I had found a place that was safe, where I belonged, and it felt good. I felt good. I don’t just mean I felt good, like pleasant, I mean I felt like I WAS good because I was doing “right” things, being with others doing “right” things. It felt, and I felt good.

So good, that when the question of summer camp came up, I asked my parents if I could go. My folks paid for my trip and I anxiously waited for the months to pass until we could go to the Adirondacks as one big feel-good tribe.

And then the wheels kind of came off the bus. Some infighting developed. People began having issues with other people, even in the more devout early morning group – issues. The leaders worked to help us find ways to reach out to one another, to bridge the gaps. I really don’t remember the details, I just remember tension rising.

And then the bottom dropped out. School ended. I waited to hear about our camp trip. As the date approached, I didn’t hear anything. I started to get nervous – maybe something had gone wrong. My Mom asked if I had a packing list or anything – an address, emergency telephone, that sort of thing. Nada.

I waited and trusted. And then I called. I called someone else who was going and discovered that there had been several meetings in preparation for the trip. They had all been meeting without me. As an adult I can look at it and see that there was obviously some logistical snafu, I got left off the list. But that is DEFINITELY not how it felt to teenaged me.

I was sure that this was proof that these people were no different. I took it as evidence that this gathering was just one more place where people would be crappy to each other. And truth to tell, in those things I was right. But what I forgot was the good stuff. I forgot about all of the good stuff that came with it. And I wrongly attributed all of that to the people involved.

You see what I was really benefiting from was connecting to something larger than myself. I was feeling good because I was allowing myself to plug in. And I was willing to believe that the force that I was plugging into loved me, saw good in me, would care for me. THAT was where the good stuff was. THAT was the ecstasy behind the theology that, as an adult with internet who can look it up, I really can’t agree to.

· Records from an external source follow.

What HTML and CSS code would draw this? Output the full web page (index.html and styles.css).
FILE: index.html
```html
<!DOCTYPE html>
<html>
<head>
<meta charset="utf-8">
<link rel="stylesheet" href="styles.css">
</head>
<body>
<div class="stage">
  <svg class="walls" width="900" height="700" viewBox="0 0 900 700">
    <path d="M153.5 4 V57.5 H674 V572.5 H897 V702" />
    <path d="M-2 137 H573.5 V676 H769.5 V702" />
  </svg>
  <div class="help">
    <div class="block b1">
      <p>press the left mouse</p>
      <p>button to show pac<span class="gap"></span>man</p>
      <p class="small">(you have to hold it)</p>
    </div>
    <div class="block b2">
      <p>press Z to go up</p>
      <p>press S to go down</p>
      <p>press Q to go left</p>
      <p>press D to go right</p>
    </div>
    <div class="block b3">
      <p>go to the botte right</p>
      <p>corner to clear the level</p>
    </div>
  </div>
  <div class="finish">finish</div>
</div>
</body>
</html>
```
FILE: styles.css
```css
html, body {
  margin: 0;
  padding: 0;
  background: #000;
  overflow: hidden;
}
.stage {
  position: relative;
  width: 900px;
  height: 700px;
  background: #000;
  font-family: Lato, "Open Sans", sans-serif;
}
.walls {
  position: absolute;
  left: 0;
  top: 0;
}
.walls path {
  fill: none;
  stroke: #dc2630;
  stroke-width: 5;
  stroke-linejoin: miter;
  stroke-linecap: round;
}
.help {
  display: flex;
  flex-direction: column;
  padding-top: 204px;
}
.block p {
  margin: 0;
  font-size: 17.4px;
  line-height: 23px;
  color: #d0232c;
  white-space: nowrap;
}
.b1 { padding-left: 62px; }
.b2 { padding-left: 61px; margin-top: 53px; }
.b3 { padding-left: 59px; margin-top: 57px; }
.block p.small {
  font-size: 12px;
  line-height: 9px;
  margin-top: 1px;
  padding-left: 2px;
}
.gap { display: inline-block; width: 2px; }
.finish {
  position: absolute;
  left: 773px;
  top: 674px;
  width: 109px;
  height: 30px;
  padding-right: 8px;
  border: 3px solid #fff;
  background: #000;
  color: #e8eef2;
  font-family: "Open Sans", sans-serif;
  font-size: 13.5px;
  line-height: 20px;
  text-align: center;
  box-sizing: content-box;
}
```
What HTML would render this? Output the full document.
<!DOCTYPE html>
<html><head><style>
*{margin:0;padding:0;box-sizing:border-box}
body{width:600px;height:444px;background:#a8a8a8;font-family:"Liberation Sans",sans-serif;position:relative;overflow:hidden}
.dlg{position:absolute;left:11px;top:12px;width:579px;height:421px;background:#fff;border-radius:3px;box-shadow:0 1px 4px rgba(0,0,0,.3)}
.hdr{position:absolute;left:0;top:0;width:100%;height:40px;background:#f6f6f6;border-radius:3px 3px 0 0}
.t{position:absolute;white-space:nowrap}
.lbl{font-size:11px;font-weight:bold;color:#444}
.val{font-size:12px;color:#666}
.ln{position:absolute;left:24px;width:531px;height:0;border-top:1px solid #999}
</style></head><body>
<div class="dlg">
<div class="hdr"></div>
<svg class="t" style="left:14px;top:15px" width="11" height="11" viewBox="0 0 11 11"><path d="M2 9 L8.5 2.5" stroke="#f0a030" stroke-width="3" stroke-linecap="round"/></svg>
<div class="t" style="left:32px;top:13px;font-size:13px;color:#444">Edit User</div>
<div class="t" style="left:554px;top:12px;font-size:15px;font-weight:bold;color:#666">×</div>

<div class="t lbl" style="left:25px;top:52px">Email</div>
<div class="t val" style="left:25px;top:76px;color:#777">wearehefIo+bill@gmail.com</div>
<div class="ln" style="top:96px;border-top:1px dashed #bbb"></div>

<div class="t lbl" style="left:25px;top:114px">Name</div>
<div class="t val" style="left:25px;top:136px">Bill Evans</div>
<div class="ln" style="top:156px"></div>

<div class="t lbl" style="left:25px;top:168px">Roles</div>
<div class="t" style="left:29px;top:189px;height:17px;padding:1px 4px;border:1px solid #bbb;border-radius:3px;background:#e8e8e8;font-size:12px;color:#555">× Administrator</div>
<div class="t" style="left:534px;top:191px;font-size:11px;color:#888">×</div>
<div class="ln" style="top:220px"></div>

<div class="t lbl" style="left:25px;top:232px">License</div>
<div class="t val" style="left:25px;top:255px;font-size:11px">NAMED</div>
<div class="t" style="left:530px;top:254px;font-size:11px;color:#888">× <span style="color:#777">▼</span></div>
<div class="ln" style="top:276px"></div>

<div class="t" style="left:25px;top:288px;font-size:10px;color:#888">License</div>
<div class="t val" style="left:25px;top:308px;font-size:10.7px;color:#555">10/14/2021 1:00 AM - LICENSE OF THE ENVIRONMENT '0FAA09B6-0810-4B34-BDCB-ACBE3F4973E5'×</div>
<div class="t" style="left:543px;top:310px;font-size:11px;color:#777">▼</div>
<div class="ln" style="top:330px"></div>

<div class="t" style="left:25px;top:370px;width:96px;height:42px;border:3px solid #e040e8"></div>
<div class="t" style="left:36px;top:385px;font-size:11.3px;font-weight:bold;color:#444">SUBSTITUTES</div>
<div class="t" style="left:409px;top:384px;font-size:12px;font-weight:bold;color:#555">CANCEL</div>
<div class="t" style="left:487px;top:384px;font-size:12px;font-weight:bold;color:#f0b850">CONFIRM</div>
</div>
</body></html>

By allowing myself to connect to something bigger and benevolent, I allowed myself a glimpse of heaven here on earth. I allowed myself to believe that I was okay, better than okay, worthy of love, worthy of attention, worthy of any of the things I wanted.

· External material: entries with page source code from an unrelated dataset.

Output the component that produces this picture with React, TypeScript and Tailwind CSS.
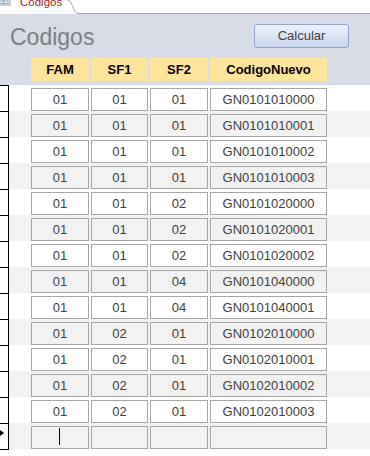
const rows = [
  ["01", "01", "01", "GN0101010000"],
  ["01", "01", "01", "GN0101010001"],
  ["01", "01", "01", "GN0101010002"],
  ["01", "01", "01", "GN0101010003"],
  ["01", "01", "02", "GN0101020000"],
  ["01", "01", "02", "GN0101020001"],
  ["01", "01", "02", "GN0101020002"],
  ["01", "01", "04", "GN0101040000"],
  ["01", "01", "04", "GN0101040001"],
  ["01", "02", "01", "GN0102010000"],
  ["01", "02", "01", "GN0102010001"],
  ["01", "02", "01", "GN0102010002"],
  ["01", "02", "01", "GN0102010003"],
];

function Cell({ value, className }: { value: string; className: string }) {
  return (
    <div
      className={`h-[23px] border border-[#a6a6a6] flex items-center justify-center text-[13px] text-[#404040] ${className}`}
    >
      {value}
    </div>
  );
}

export default function App() {
  return (
    <div className="w-[370px] h-[456px] bg-white overflow-hidden font-['Liberation_Sans',Arial,sans-serif]">
      {/* Tab strip */}
      <div className="relative h-[14px] bg-white overflow-hidden">
        <svg className="absolute left-0 top-0" width="370" height="14">
          <path
            d="M67 0 C70 0 71.5 3 73 7 C74.5 11 75.5 13.5 79 13.5 L370 13.5"
            fill="none"
            stroke="#a3a3a3"
            strokeWidth="1"
          />
          <rect x="0" y="-3" width="10" height="8" fill="#dfe6ef" stroke="#8c97a8" strokeWidth="0.8" />
          <line x1="2" y1="1" x2="5" y2="1" stroke="#7d8899" strokeWidth="1" />
          <line x1="2" y1="3.5" x2="5" y2="3.5" stroke="#7d8899" strokeWidth="1" />
          <line x1="6" y1="1" x2="8.5" y2="1" stroke="#a0aabb" strokeWidth="1" />
          <line x1="6" y1="3.5" x2="8.5" y2="3.5" stroke="#a0aabb" strokeWidth="1" />
        </svg>
        <span className="absolute left-[20px] top-[-3px] text-[11.5px] leading-none text-[#b0232a]">
          Codigos
        </span>
      </div>

      {/* Form header */}
      <div className="h-[71px] bg-[#d7dce7] flex flex-col">
        <div className="h-[44px] flex items-start">
          <div className="ml-[10px] mt-[12px] text-[23px] leading-none h-[23px] text-[#7f7f7f]">
            Codigos
          </div>
          <button className="ml-auto mr-[21px] mt-[10px] w-[95px] h-[24px] rounded-[3px] border border-[#8ea3cc] bg-gradient-to-b from-[#eef2fb] to-[#c9d6ef] text-[13px] text-[#404040] flex items-center justify-center">
            Calcular
          </button>
        </div>
        <div className="h-[23px] flex text-[13px] font-bold text-black">
          <div className="ml-[31px] w-[58px] bg-[#fee59b] flex items-center justify-center">FAM</div>
          <div className="ml-[2px] w-[57px] bg-[#fee59b] flex items-center justify-center">SF1</div>
          <div className="ml-[2px] w-[58px] bg-[#fee59b] flex items-center justify-center">SF2</div>
          <div className="ml-[2px] w-[117px] bg-[#fee59b] flex items-center justify-center">CodigoNuevo</div>
        </div>
      </div>

      {/* Detail rows */}
      {rows.map((r, i) => (
        <div key={i} className="h-[26px] flex">
          <div className="w-[9px] bg-white border-t border-r border-black" />
          <div className={`flex-1 flex pt-[3px] ${i % 2 === 1 ? "bg-[#f2f2f2]" : "bg-white"}`}>
            <Cell value={r[0]} className="ml-[22px] w-[58px]" />
            <Cell value={r[1]} className="ml-[2px] w-[57px]" />
            <Cell value={r[2]} className="ml-[2px] w-[58px]" />
            <Cell value={r[3]} className="ml-[2px] w-[117px]" />
          </div>
        </div>
      ))}

      {/* New record row */}
      <div className="h-[26px] flex">
        <div className="w-[9px] bg-white border-t border-r border-black relative">
          <div className="absolute left-0 top-[6px] w-0 h-0 border-y-[3.5px] border-y-transparent border-l-[4px] border-l-black" />
        </div>
        <div className="flex-1 flex pt-[3px] bg-[#f2f2f2]">
          <div className="ml-[22px] w-[58px] h-[23px] border border-[#a6a6a6] relative">
            <div className="absolute left-[27px] top-[1px] w-px h-[17px] bg-black" />
          </div>
          <Cell value="" className="ml-[2px] w-[57px]" />
          <Cell value="" className="ml-[2px] w-[58px]" />
          <Cell value="" className="ml-[2px] w-[117px]" />
        </div>
      </div>
      <div className="w-[9px] h-px bg-black" />
    </div>
  );
}
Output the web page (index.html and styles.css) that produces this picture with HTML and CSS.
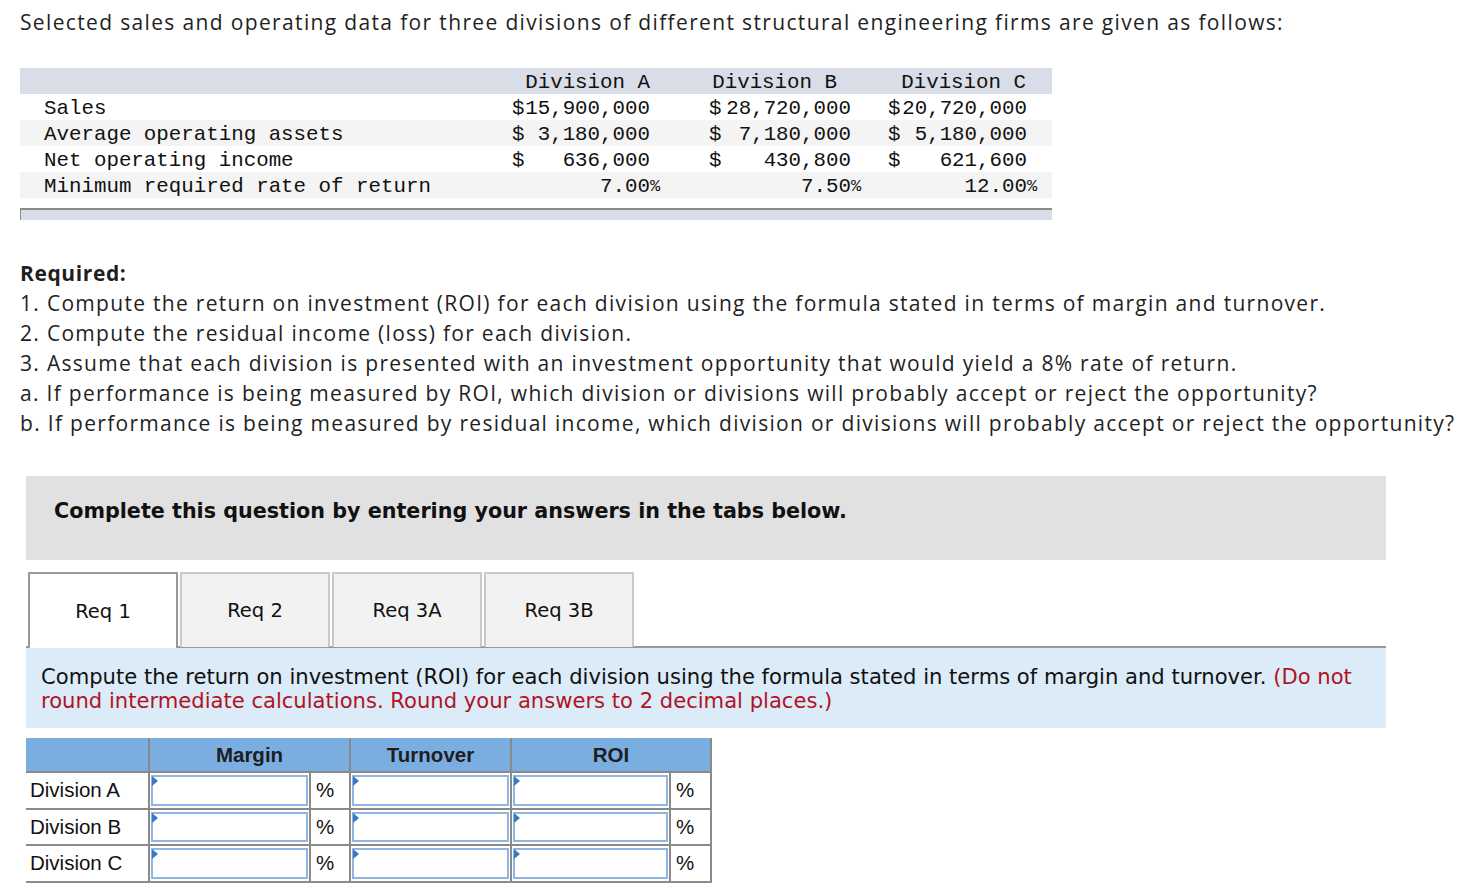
FILE: index.html
```html
<!DOCTYPE html>
<html>
<head>
<meta charset="utf-8">
<title>ROI</title>
<link rel="stylesheet" href="styles.css">
</head>
<body>
<p class="intro">Selected sales and operating data for three divisions of different structural engineering firms are given as follows:</p>

<div class="data">
  <div class="drow dhead">
    <span class="lbl"></span>
    <span class="hA">Division A</span>
    <span class="hB">Division B</span>
    <span class="hC">Division C</span>
  </div>
  <div class="drow">
    <span class="lbl">Sales</span>
    <span>$</span><span class="num">15,900,000</span><span></span>
    <span>$</span><span class="num">28,720,000</span><span></span>
    <span>$</span><span class="num">20,720,000</span><span></span>
  </div>
  <div class="drow alt">
    <span class="lbl">Average operating assets</span>
    <span>$</span><span class="num">3,180,000</span><span></span>
    <span>$</span><span class="num">7,180,000</span><span></span>
    <span>$</span><span class="num">5,180,000</span><span></span>
  </div>
  <div class="drow">
    <span class="lbl">Net operating income</span>
    <span>$</span><span class="num">636,000</span><span></span>
    <span>$</span><span class="num">430,800</span><span></span>
    <span>$</span><span class="num">621,600</span><span></span>
  </div>
  <div class="drow alt">
    <span class="lbl">Minimum required rate of return</span>
    <span></span><span class="num">7.00</span><span class="pct">%</span>
    <span></span><span class="num">7.50</span><span class="pct">%</span>
    <span></span><span class="num">12.00</span><span class="pct">%</span>
  </div>
  <div class="dfoot"></div>
</div>

<div class="required">
  <p class="req-title">Required:</p>
  <p>1. Compute the return on investment (ROI) for each division using the formula stated in terms of margin and turnover.</p>
  <p>2. Compute the residual income (loss) for each division.</p>
  <p>3. Assume that each division is presented with an investment opportunity that would yield a 8% rate of return.</p>
  <p>a. If performance is being measured by ROI, which division or divisions will probably accept or reject the opportunity?</p>
  <p>b. If performance is being measured by residual income, which division or divisions will probably accept or reject the opportunity?</p>
</div>

<div class="notice">Complete this question by entering your answers in the tabs below.</div>

<div class="tabs">
  <div class="tab active">Req 1</div>
  <div class="tab">Req 2</div>
  <div class="tab">Req 3A</div>
  <div class="tab">Req 3B</div>
</div>

<div class="instr">Compute the return on investment (ROI) for each division using the formula stated in terms of margin and turnover. <span class="red">(Do not round intermediate calculations. Round your answers to 2 decimal places.)</span></div>

<table class="ans">
  <colgroup>
    <col class="c-lbl"><col class="c-in"><col class="c-pct"><col class="c-in"><col class="c-in2"><col class="c-pct2">
  </colgroup>
  <thead>
    <tr>
      <th class="blank"></th>
      <th colspan="2">Margin</th>
      <th>Turnover</th>
      <th colspan="2">ROI</th>
    </tr>
  </thead>
  <tbody>
    <tr>
      <td class="rl">Division A</td>
      <td class="ic"><div class="inp"></div></td>
      <td class="pc">%</td>
      <td class="ic"><div class="inp"></div></td>
      <td class="ic"><div class="inp"></div></td>
      <td class="pc">%</td>
    </tr>
    <tr>
      <td class="rl">Division B</td>
      <td class="ic"><div class="inp"></div></td>
      <td class="pc">%</td>
      <td class="ic"><div class="inp"></div></td>
      <td class="ic"><div class="inp"></div></td>
      <td class="pc">%</td>
    </tr>
    <tr>
      <td class="rl">Division C</td>
      <td class="ic"><div class="inp"></div></td>
      <td class="pc">%</td>
      <td class="ic"><div class="inp"></div></td>
      <td class="ic"><div class="inp"></div></td>
      <td class="pc">%</td>
    </tr>
  </tbody>
</table>
</body>
</html>
```

FILE: styles.css
```css
html, body {
  margin: 0;
  padding: 0;
  background: #fff;
}
body {
  font-family: "Open Sans", "Liberation Sans", sans-serif;
  color: #1f1f1f;
  width: 1472px;
}
p { margin: 0; }

.intro {
  font-size: 21px;
  letter-spacing: 1.35px;
  line-height: 30px;
  padding: 7px 0 0 20px;
  white-space: nowrap;
}

.data {
  margin: 31px 0 0 20px;
  width: 1032px;
  font-family: "Liberation Mono", "Courier New", monospace;
  font-size: 20.8px;
  color: #111;
}
.drow {
  display: grid;
  grid-template-columns: 492px 13px 125px 59px 13px 129px 37px 13px 126px 25px;
  height: 24px;
  padding-top: 2px;
  line-height: 26px;
  white-space: pre;
}
.drow .lbl { padding-left: 24px; }
.drow .num { text-align: right; }
.drow .pct { font-size: 17px; }
.dhead { background: #d9dde7; }
.dhead .hA { grid-column: 2 / 4; text-align: right; }
.dhead .hB { grid-column: 5 / 7; text-align: right; padding-right: 14px; }
.dhead .hC { grid-column: 8 / 10; text-align: right; padding-right: 1px; }
.alt { background: #f4f4f4; }
.dfoot {
  margin-top: 10px;
  height: 10px;
  background: #d9dde7;
  border-top: 2px solid #8a8a8a;
  border-left: 1px solid #8a8a8a;
}

.required {
  margin: 38px 0 0 20px;
  font-size: 21px;
  letter-spacing: 1.3px;
  line-height: 30px;
  white-space: nowrap;
}
.req-title { font-weight: 700; letter-spacing: 0.6px; }

.notice {
  margin: 38px 0 0 26px;
  width: 1332px;
  height: 62px;
  padding: 22px 0 0 28px;
  background: #e1e1e1;
  font-family: "DejaVu Sans", sans-serif;
  font-weight: 700;
  font-size: 20.7px;
  line-height: 26px;
  color: #111;
}

.tabs {
  margin: 12px 0 0 26px;
  width: 1358px;
  padding-left: 2px;
  display: flex;
  gap: 2px;
  border-bottom: 2px solid #999;
  height: 74px;
}
.tab {
  width: 146px;
  height: 73px;
  background: #f2f2f2;
  border: 2px solid #c9c9c9;
  border-bottom: none;
  display: flex;
  align-items: center;
  justify-content: center;
  font-family: "DejaVu Sans", sans-serif;
  font-size: 19.5px;
  color: #111;
}
.tab.active {
  background: #fff;
  border-color: #999;
  height: 74px;
  margin-bottom: -2px;
  position: relative;
  z-index: 1;
}

.instr {
  margin: 0 0 0 26px;
  width: 1345px;
  height: 63px;
  padding: 17px 0 0 15px;
  background: #dcebf8;
  font-family: "DejaVu Sans", sans-serif;
  font-size: 21.1px;
  line-height: 24px;
  color: #111;
}
.red { color: #b01424; }

.ans {
  margin: 10px 0 0 26px;
  border-collapse: collapse;
  table-layout: fixed;
  width: 685px;
  font-family: "Liberation Sans", Arial, sans-serif;
  font-size: 20.5px;
  color: #111;
}
.c-lbl { width: 123px; }
.c-in { width: 161px; }
.c-pct { width: 40px; }
.c-in2 { width: 159px; }
.c-pct2 { width: 41px; }

.ans th {
  background: #7aaee1;
  height: 33px;
  padding: 0;
  font-weight: 700;
  color: #1e1e1e;
  border-left: 2px solid #8a8a8a;
  border-right: 2px solid #8a8a8a;
  border-bottom: 2px solid #8a8a8a;
}
.ans th.blank { border-left: none; }
.ans td {
  height: 32.5px;
  padding: 0;
  border: 2px solid #8a8a8a;
  vertical-align: middle;
}
.ans td.rl {
  border-left: none;
  padding-left: 4px;
  white-space: nowrap;
}
.ans td.pc { padding-left: 5px; }
.ans td.ic { padding: 1px; }
.inp {
  position: relative;
  height: 26.5px;
  border: 2px solid #8fb5e2;
  background: #fff;
}
.inp::before {
  content: "";
  position: absolute;
  left: -1px;
  top: -1px;
  border-left: 6px solid #3a78c2;
  border-top: 5px solid transparent;
  border-bottom: 5px solid transparent;
}
```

adult-black-and-white-blur-257037Today I know I can get that without agreeing to ideas about people being born evil or what they have to do get right. I can have that experience without even having to read or believe in any book at all. I can make contact, I can connect with all the parts of me. I can accept the parts I’m not as proud of. I can accept myself and love myself unconditionally. I can experience connection with the divine, and not even be sure what that means.

It’s been right there the whole time.

All I had to do was believe I was good enough and allow it.